Cow’s milk contains various proteins, including beta-casein, which exists in two common forms: A1 and A2. There is growing interest in how these protein types might influence human digestion, leading to questions about specific dairy breeds like Jersey cows.
What Are A1 and A2 Milk?
Beta-casein makes up about 30% of the protein in cow’s milk, with A1 and A2 being the most prevalent genetic variants. The difference lies in a single amino acid at position 67: A1 beta-casein has a histidine, while A2 beta-casein has a proline.
This subtle structural variation influences how the proteins break down during digestion. When A1 beta-casein is digested, it can release a peptide called beta-casomorphin-7 (BCM-7). In contrast, A2 beta-casein breaks down differently and does not produce significant amounts of BCM-7. Historically, it is believed that all cows originally produced milk containing only the A2 beta-casein protein.
The A1 variant is thought to have emerged from a natural genetic mutation in European dairy herds several thousand years ago. As a result, most conventional milk available today typically contains a mixture of both A1 and A2 beta-casein proteins.
Genetic Makeup of Jersey Cows
The type of beta-casein a cow produces is determined by its genetic makeup. Each cow inherits two copies of the beta-casein gene, meaning it can be A1/A1 (producing only A1 protein), A1/A2 (producing both), or A2/A2 (producing only A2 protein). Only cows with the A2/A2 genotype will produce milk that contains solely the A2 beta-casein.
Jersey cows, along with other heritage breeds like Guernsey and Normande, have a higher natural prevalence of the A2 gene. For instance, more than 50% of Jersey cows are reported to carry the A2 beta-casein gene, with some sources indicating around 60% or even 66% in certain populations. While Jerseys show a higher likelihood of producing A2 milk compared to breeds like Holsteins, it is important to note that not all Jersey cows are A2/A2.

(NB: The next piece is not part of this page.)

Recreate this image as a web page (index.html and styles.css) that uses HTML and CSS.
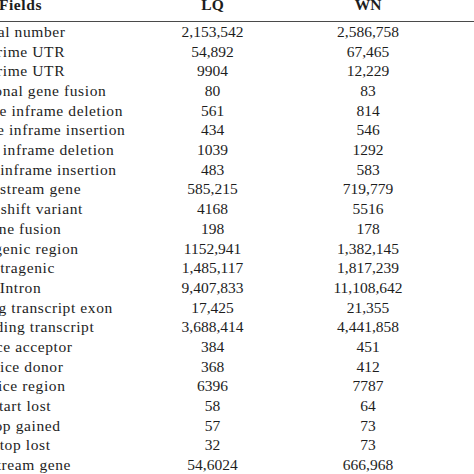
FILE: index.html
```html
<!DOCTYPE html>
<html lang="en">
<head>
<meta charset="utf-8">
<title>Variant annotation counts</title>
<link rel="stylesheet" href="styles.css">
</head>
<body>
<div class="frame">
  <table class="data">
    <colgroup>
      <col class="c-field">
      <col class="c-lq">
      <col class="c-wn">
      <col class="c-pad">
    </colgroup>
    <thead>
      <tr><th class="label">Fields</th><th>LQ</th><th>WN</th><th></th></tr>
    </thead>
    <tbody>
      <tr><td class="label">Total number</td><td>2,153,542</td><td>2,586,758</td><td></td></tr>
      <tr><td class="label">3 prime UTR</td><td>54,892</td><td>67,465</td><td></td></tr>
      <tr><td class="label">5 prime UTR</td><td>9904</td><td>12,229</td><td></td></tr>
      <tr><td class="label">Bidirectional gene fusion</td><td>80</td><td>83</td><td></td></tr>
      <tr><td class="label">Conservative inframe deletion</td><td>561</td><td>814</td><td></td></tr>
      <tr><td class="label">Conservative inframe insertion</td><td>434</td><td>546</td><td></td></tr>
      <tr><td class="label">Disruptive inframe deletion</td><td>1039</td><td>1292</td><td></td></tr>
      <tr><td class="label">Disruptive inframe insertion</td><td>483</td><td>583</td><td></td></tr>
      <tr><td class="label">Downstream gene</td><td>585,215</td><td>719,779</td><td></td></tr>
      <tr><td class="label">Frameshift variant</td><td>4168</td><td>5516</td><td></td></tr>
      <tr><td class="label">Gene fusion</td><td>198</td><td>178</td><td></td></tr>
      <tr><td class="label">Intergenic region</td><td>1152,941</td><td>1,382,145</td><td></td></tr>
      <tr><td class="label">Intragenic</td><td>1,485,117</td><td>1,817,239</td><td></td></tr>
      <tr><td class="label">Intron</td><td>9,407,833</td><td>11,108,642</td><td></td></tr>
      <tr><td class="label">Non coding transcript exon</td><td>17,425</td><td>21,355</td><td></td></tr>
      <tr><td class="label">Non coding transcript</td><td>3,688,414</td><td>4,441,858</td><td></td></tr>
      <tr><td class="label">Splice acceptor</td><td>384</td><td>451</td><td></td></tr>
      <tr><td class="label">Splice donor</td><td>368</td><td>412</td><td></td></tr>
      <tr><td class="label">Splice region</td><td>6396</td><td>7787</td><td></td></tr>
      <tr><td class="label">Start lost</td><td>58</td><td>64</td><td></td></tr>
      <tr><td class="label">Stop gained</td><td>57</td><td>73</td><td></td></tr>
      <tr><td class="label">Stop lost</td><td>32</td><td>73</td><td></td></tr>
      <tr><td class="label">Upstream gene</td><td>54,6024</td><td>666,968</td><td></td></tr>
    </tbody>
  </table>
</div>
</body>
</html>
```

FILE: styles.css
```css
html, body {
  margin: 0;
  padding: 0;
  background: #ffffff;
}

.frame {
  width: 474px;
  height: 474px;
  overflow: hidden;
  background: #ffffff;
}

.data {
  table-layout: fixed;
  width: 581px;
  margin: -5px 0 0 -94.5px;
  border-collapse: separate;
  border-spacing: 0;
  font-family: "Liberation Serif", "Times New Roman", serif;
  font-size: 15.5px;
  color: #1d1d1d;
}

.c-field { width: 230px; }
.c-lq { width: 154px; }
.c-wn { width: 157px; }
.c-pad { width: 40px; }

.data th,
.data td {
  padding: 0;
  line-height: 19.68px;
  text-align: center;
  white-space: nowrap;
  overflow: visible;
}

.data th {
  font-weight: bold;
  padding-bottom: 6.3px;
  border-bottom: 1px solid #4a4a4a;
}

.data .label {
  letter-spacing: 0.6px;
}
```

To confirm whether an individual cow produces only A2 milk, genetic testing is necessary. This can be done through various methods, including hair, blood, or milk samples. Hair and blood tests offer about 99% accuracy, while milk sample testing is approximately 94% accurate. This genetic screening allows dairy farmers to identify and selectively breed cows to establish herds that consistently produce A2 milk.
Why A2 Milk Matters
The interest in A2 milk stems largely from anecdotal reports and ongoing research regarding its potential impact on digestive comfort. Many individuals experience digestive issues after consuming conventional milk, which can sometimes be mistaken for lactose intolerance. However, some research suggests these symptoms might be linked to the A1 beta-casein protein rather than lactose itself.
The peptide BCM-7, released during the digestion of A1 beta-casein, is thought to interact with the digestive system, potentially affecting gut motility and contributing to inflammation. Because A2 milk does not produce significant amounts of this peptide, it is often perceived as gentler on the stomach for some individuals.
Studies have indicated that switching to A2 milk may reduce gastrointestinal discomfort for some people. It is important to understand that A2 milk still contains lactose, so it is not a solution for individuals with diagnosed lactose intolerance. While the scientific community continues to explore the full extent of A1 and A2 milk’s effects, the focus remains on its potential to offer a more comfortable dairy experience for certain consumers.